What you need to do ->
Write out all the lines again, precisely as they stand, but without the images.

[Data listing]
_____
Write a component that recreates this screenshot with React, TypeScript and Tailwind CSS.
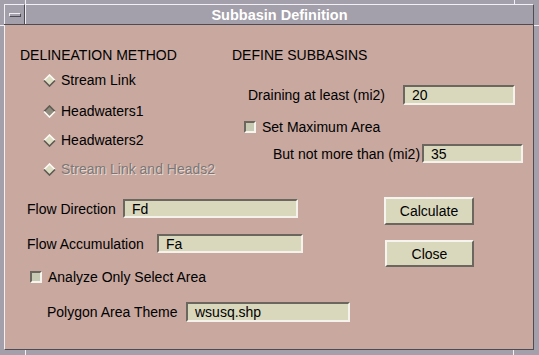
import React from "react";

const field =
  "flex items-center border-2 border-t-[#6b675f] border-l-[#6b675f] border-b-[#f4f2ea] border-r-[#f4f2ea] bg-[#d9d8bd] pl-[7px] text-[14px] leading-[16px] text-black";

const button =
  "flex items-center justify-center border-2 border-t-[#f6f4ee] border-l-[#f6f4ee] border-b-[#6b675f] border-r-[#6b675f] bg-[#d9d8bd] text-[14px] text-black";

function Diamond({ selected }: { selected?: boolean }) {
  return (
    <svg width="13" height="13" viewBox="0 0 13 13" className="shrink-0">
      <polygon
        points="6.5,1 12,6.5 6.5,12 1,6.5"
        fill={selected ? "#8f8c7e" : "#dcdcc2"}
      />
      <polyline
        points="1,6.5 6.5,1 12,6.5"
        fill="none"
        stroke={selected ? "#5e5a52" : "#fbfaf4"}
        strokeWidth="1.6"
      />
      <polyline
        points="1,6.5 6.5,12 12,6.5"
        fill="none"
        stroke={selected ? "#fbfaf4" : "#5e5a52"}
        strokeWidth="1.6"
      />
    </svg>
  );
}

function Check() {
  return (
    <div className="h-[12px] w-[12px] shrink-0 border-2 border-t-[#6b675f] border-l-[#6b675f] border-b-[#f6f4ee] border-r-[#f6f4ee] bg-[#c9cab3]" />
  );
}

function Radio({
  label,
  selected,
  disabled,
  mt,
}: {
  label: string;
  selected?: boolean;
  disabled?: boolean;
  mt: string;
}) {
  return (
    <div className={`${mt} ml-[23px] flex h-[16px] items-center gap-[5px]`}>
      <Diamond selected={selected} />
      <span
        className={
          disabled
            ? "text-[#7e7674] [text-shadow:1px_1px_0_#e6dcd6]"
            : "text-black"
        }
      >
        {label}
      </span>
    </div>
  );
}

export default function App() {
  return (
    <div className="relative flex h-[355px] w-[539px] flex-col bg-[#a4a0ab] pt-[4px] pb-[5px] pl-[4px] pr-[5px] font-['Liberation_Sans',Arial,sans-serif] text-[14px] leading-[16px]">
      {/* resize corner ticks */}
      <div className="absolute left-[25px] top-0 h-[4px] w-px bg-[#f2f0f4]" />
      <div className="absolute left-[514px] top-0 h-[4px] w-px bg-[#f2f0f4]" />
      <div className="absolute left-0 top-[25px] h-px w-[4px] bg-[#f2f0f4]" />
      <div className="absolute right-0 top-[25px] h-px w-[5px] bg-[#f2f0f4]" />
      <div className="absolute bottom-0 left-[25px] h-[5px] w-px bg-[#f2f0f4]" />
      <div className="absolute bottom-0 left-[513px] h-[5px] w-px bg-[#f2f0f4]" />

      <div className="flex h-[21px] border-b border-[#4e4b55]">
        <div className="flex w-[21px] items-center justify-center border-t border-l border-r border-t-[#f2f0f4] border-l-[#f2f0f4] border-r-[#4e4b55]">
          <div className="h-[4px] w-[12px] border border-t-[#f2f0f4] border-l-[#f2f0f4] border-b-[#4e4b55] border-r-[#4e4b55]" />
        </div>
        <div className="flex flex-1 items-center justify-center border-t border-l border-r border-t-[#f2f0f4] border-l-[#f2f0f4] border-r-[#4e4b55] text-[14.5px] font-bold text-white">
          Subbasin Definition
        </div>
      </div>

      <div className="flex flex-1 flex-col border-l border-b border-r border-l-[#f2f0f4] border-b-[#4e4b55] border-r-[#4e4b55] bg-[#c8a89f] text-black">
        {/* top section */}
        <div className="flex h-[152px]">
          <div className="flex w-[227px] flex-col pl-[15px]">
            <div className="mt-[22px] h-[16px]">DELINEATION METHOD</div>
            <Radio mt="mt-[9px]" label="Stream Link" />
            <Radio mt="mt-[15px]" label="Headwaters1" selected />
            <Radio mt="mt-[13px]" label="Headwaters2" />
            <Radio mt="mt-[13px]" label="Stream Link and Heads2" disabled />
          </div>
          <div className="flex flex-1 flex-col">
            <div className="mt-[22px] h-[16px]">DEFINE SUBBASINS</div>
            <div className="mt-[22px] ml-[16px] flex h-[20px] items-center">
              <span className="w-[155px]">Draining at least (mi2)</span>
              <div className={`${field} h-[20px] w-[112px]`}>20</div>
            </div>
            <div className="mt-[14px] ml-[12px] flex h-[16px] items-center gap-[6px]">
              <Check />
              <span>Set Maximum Area</span>
            </div>
            <div className="mt-[9px] ml-[41px] flex h-[19px] items-center">
              <span className="w-[149px]">But not more than (mi2)</span>
              <div className={`${field} h-[19px] w-[101px]`}>35</div>
            </div>
          </div>
        </div>

        {/* bottom section */}
        <div className="flex">
          <div className="flex w-[379px] flex-col pl-[22px]">
            <div className="mt-[22px] flex h-[19px] items-center">
              <span className="w-[96px]">Flow Direction</span>
              <div className={`${field} h-[19px] w-[175px]`}>Fd</div>
            </div>
            <div className="mt-[16px] flex h-[19px] items-center">
              <span className="w-[130px]">Flow Accumulation</span>
              <div className={`${field} h-[19px] w-[146px]`}>Fa</div>
            </div>
            <div className="mt-[16px] ml-[3px] flex h-[16px] items-center gap-[6px]">
              <Check />
              <span>Analyze Only Select Area</span>
            </div>
            <div className="mt-[17px] ml-[20px] flex h-[20px] items-center">
              <span className="w-[139px]">Polygon Area Theme</span>
              <div className={`${field} h-[20px] w-[164px]`}>wsusq.shp</div>
            </div>
          </div>
          <div className="flex flex-col">
            <div className={`${button} mt-[20px] h-[28px] w-[90px]`}>Calculate</div>
            <div className={`${button} mt-[15px] ml-[1px] h-[27px] w-[89px]`}>Close</div>
          </div>
        </div>
      </div>
    </div>
  );
}
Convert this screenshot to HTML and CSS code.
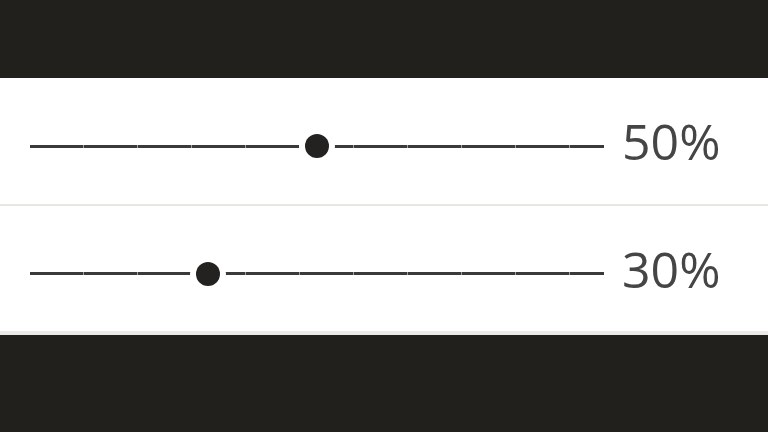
FILE: index.html
```html
<!DOCTYPE html>
<html>
<head>
<meta charset="utf-8">
<link rel="stylesheet" href="styles.css">
</head>
<body>
<div class="panel">
  <div class="row">
    <div class="slider">
      <div class="track"></div>
      <div class="thumb" style="left: 287px"></div>
    </div>
    <div class="value">50%</div>
  </div>
  <div class="row last">
    <div class="slider">
      <div class="track"></div>
      <div class="thumb" style="left: 178px"></div>
    </div>
    <div class="value">30%</div>
  </div>
</div>
</body>
</html>
```
FILE: styles.css
```css
html, body {
  margin: 0;
  padding: 0;
  background: #22201d;
  width: 768px;
  height: 432px;
  overflow: hidden;
}
.panel {
  margin-top: 78px;
  background: #ffffff;
}
.row {
  height: 126px;
  display: flex;
  align-items: center;
  padding-left: 30px;
  border-bottom: 2px solid #e7e6e2;
  box-sizing: content-box;
}
.row.last {
  height: 125px;
  border-bottom: 4px solid #ebeae6;
}
.slider {
  position: relative;
  width: 574px;
  height: 34px;
  margin-top: 10px;
  display: flex;
  align-items: center;
}
.track {
  width: 100%;
  height: 3px;
  background: repeating-linear-gradient(to right, #3a3a3a 0, #3a3a3a 53px, #a0a0a0 53px, #a0a0a0 54px);
}
.thumb {
  position: absolute;
  top: 50%;
  width: 24px;
  height: 24px;
  margin-top: -12px;
  margin-left: -12px;
  border-radius: 50%;
  background: #232220;
  box-shadow: 0 0 0 6px #ffffff;
}
.value {
  margin-left: 18px;
  font-family: "Open Sans", "Noto Sans", sans-serif;
  font-size: 50px;
  color: #454545;
  line-height: 1;
}
```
_____
Output of the task ->
Write a component that recreates this screenshot with React, TypeScript and Tailwind CSS.
import React from "react";

const field =
  "flex items-center border-2 border-t-[#6b675f] border-l-[#6b675f] border-b-[#f4f2ea] border-r-[#f4f2ea] bg-[#d9d8bd] pl-[7px] text-[14px] leading-[16px] text-black";

const button =
  "flex items-center justify-center border-2 border-t-[#f6f4ee] border-l-[#f6f4ee] border-b-[#6b675f] border-r-[#6b675f] bg-[#d9d8bd] text-[14px] text-black";

function Diamond({ selected }: { selected?: boolean }) {
  return (
    <svg width="13" height="13" viewBox="0 0 13 13" className="shrink-0">
      <polygon
        points="6.5,1 12,6.5 6.5,12 1,6.5"
        fill={selected ? "#8f8c7e" : "#dcdcc2"}
      />
      <polyline
        points="1,6.5 6.5,1 12,6.5"
        fill="none"
        stroke={selected ? "#5e5a52" : "#fbfaf4"}
        strokeWidth="1.6"
      />
      <polyline
        points="1,6.5 6.5,12 12,6.5"
        fill="none"
        stroke={selected ? "#fbfaf4" : "#5e5a52"}
        strokeWidth="1.6"
      />
    </svg>
  );
}

function Check() {
  return (
    <div className="h-[12px] w-[12px] shrink-0 border-2 border-t-[#6b675f] border-l-[#6b675f] border-b-[#f6f4ee] border-r-[#f6f4ee] bg-[#c9cab3]" />
  );
}

function Radio({
  label,
  selected,
  disabled,
  mt,
}: {
  label: string;
  selected?: boolean;
  disabled?: boolean;
  mt: string;
}) {
  return (
    <div className={`${mt} ml-[23px] flex h-[16px] items-center gap-[5px]`}>
      <Diamond selected={selected} />
      <span
        className={
          disabled
            ? "text-[#7e7674] [text-shadow:1px_1px_0_#e6dcd6]"
            : "text-black"
        }
      >
        {label}
      </span>
    </div>
  );
}

export default function App() {
  return (
    <div className="relative flex h-[355px] w-[539px] flex-col bg-[#a4a0ab] pt-[4px] pb-[5px] pl-[4px] pr-[5px] font-['Liberation_Sans',Arial,sans-serif] text-[14px] leading-[16px]">
      {/* resize corner ticks */}
      <div className="absolute left-[25px] top-0 h-[4px] w-px bg-[#f2f0f4]" />
      <div className="absolute left-[514px] top-0 h-[4px] w-px bg-[#f2f0f4]" />
      <div className="absolute left-0 top-[25px] h-px w-[4px] bg-[#f2f0f4]" />
      <div className="absolute right-0 top-[25px] h-px w-[5px] bg-[#f2f0f4]" />
      <div className="absolute bottom-0 left-[25px] h-[5px] w-px bg-[#f2f0f4]" />
      <div className="absolute bottom-0 left-[513px] h-[5px] w-px bg-[#f2f0f4]" />

      <div className="flex h-[21px] border-b border-[#4e4b55]">
        <div className="flex w-[21px] items-center justify-center border-t border-l border-r border-t-[#f2f0f4] border-l-[#f2f0f4] border-r-[#4e4b55]">
          <div className="h-[4px] w-[12px] border border-t-[#f2f0f4] border-l-[#f2f0f4] border-b-[#4e4b55] border-r-[#4e4b55]" />
        </div>
        <div className="flex flex-1 items-center justify-center border-t border-l border-r border-t-[#f2f0f4] border-l-[#f2f0f4] border-r-[#4e4b55] text-[14.5px] font-bold text-white">
          Subbasin Definition
        </div>
      </div>

      <div className="flex flex-1 flex-col border-l border-b border-r border-l-[#f2f0f4] border-b-[#4e4b55] border-r-[#4e4b55] bg-[#c8a89f] text-black">
        {/* top section */}
        <div className="flex h-[152px]">
          <div className="flex w-[227px] flex-col pl-[15px]">
            <div className="mt-[22px] h-[16px]">DELINEATION METHOD</div>
            <Radio mt="mt-[9px]" label="Stream Link" />
            <Radio mt="mt-[15px]" label="Headwaters1" selected />
            <Radio mt="mt-[13px]" label="Headwaters2" />
            <Radio mt="mt-[13px]" label="Stream Link and Heads2" disabled />
          </div>
          <div className="flex flex-1 flex-col">
            <div className="mt-[22px] h-[16px]">DEFINE SUBBASINS</div>
            <div className="mt-[22px] ml-[16px] flex h-[20px] items-center">
              <span className="w-[155px]">Draining at least (mi2)</span>
              <div className={`${field} h-[20px] w-[112px]`}>20</div>
            </div>
            <div className="mt-[14px] ml-[12px] flex h-[16px] items-center gap-[6px]">
              <Check />
              <span>Set Maximum Area</span>
            </div>
            <div className="mt-[9px] ml-[41px] flex h-[19px] items-center">
              <span className="w-[149px]">But not more than (mi2)</span>
              <div className={`${field} h-[19px] w-[101px]`}>35</div>
            </div>
          </div>
        </div>

        {/* bottom section */}
        <div className="flex">
          <div className="flex w-[379px] flex-col pl-[22px]">
            <div className="mt-[22px] flex h-[19px] items-center">
              <span className="w-[96px]">Flow Direction</span>
              <div className={`${field} h-[19px] w-[175px]`}>Fd</div>
            </div>
            <div className="mt-[16px] flex h-[19px] items-center">
              <span className="w-[130px]">Flow Accumulation</span>
              <div className={`${field} h-[19px] w-[146px]`}>Fa</div>
            </div>
            <div className="mt-[16px] ml-[3px] flex h-[16px] items-center gap-[6px]">
              <Check />
              <span>Analyze Only Select Area</span>
            </div>
            <div className="mt-[17px] ml-[20px] flex h-[20px] items-center">
              <span className="w-[139px]">Polygon Area Theme</span>
              <div className={`${field} h-[20px] w-[164px]`}>wsusq.shp</div>
            </div>
          </div>
          <div className="flex flex-col">
            <div className={`${button} mt-[20px] h-[28px] w-[90px]`}>Calculate</div>
            <div className={`${button} mt-[15px] ml-[1px] h-[27px] w-[89px]`}>Close</div>
          </div>
        </div>
      </div>
    </div>
  );
}
Convert this screenshot to HTML and CSS code.
FILE: index.html
```html
<!DOCTYPE html>
<html>
<head>
<meta charset="utf-8">
<link rel="stylesheet" href="styles.css">
</head>
<body>
<div class="panel">
  <div class="row">
    <div class="slider">
      <div class="track"></div>
      <div class="thumb" style="left: 287px"></div>
    </div>
    <div class="value">50%</div>
  </div>
  <div class="row last">
    <div class="slider">
      <div class="track"></div>
      <div class="thumb" style="left: 178px"></div>
    </div>
    <div class="value">30%</div>
  </div>
</div>
</body>
</html>
```
FILE: styles.css
```css
html, body {
  margin: 0;
  padding: 0;
  background: #22201d;
  width: 768px;
  height: 432px;
  overflow: hidden;
}
.panel {
  margin-top: 78px;
  background: #ffffff;
}
.row {
  height: 126px;
  display: flex;
  align-items: center;
  padding-left: 30px;
  border-bottom: 2px solid #e7e6e2;
  box-sizing: content-box;
}
.row.last {
  height: 125px;
  border-bottom: 4px solid #ebeae6;
}
.slider {
  position: relative;
  width: 574px;
  height: 34px;
  margin-top: 10px;
  display: flex;
  align-items: center;
}
.track {
  width: 100%;
  height: 3px;
  background: repeating-linear-gradient(to right, #3a3a3a 0, #3a3a3a 53px, #a0a0a0 53px, #a0a0a0 54px);
}
.thumb {
  position: absolute;
  top: 50%;
  width: 24px;
  height: 24px;
  margin-top: -12px;
  margin-left: -12px;
  border-radius: 50%;
  background: #232220;
  box-shadow: 0 0 0 6px #ffffff;
}
.value {
  margin-left: 18px;
  font-family: "Open Sans", "Noto Sans", sans-serif;
  font-size: 50px;
  color: #454545;
  line-height: 1;
}
```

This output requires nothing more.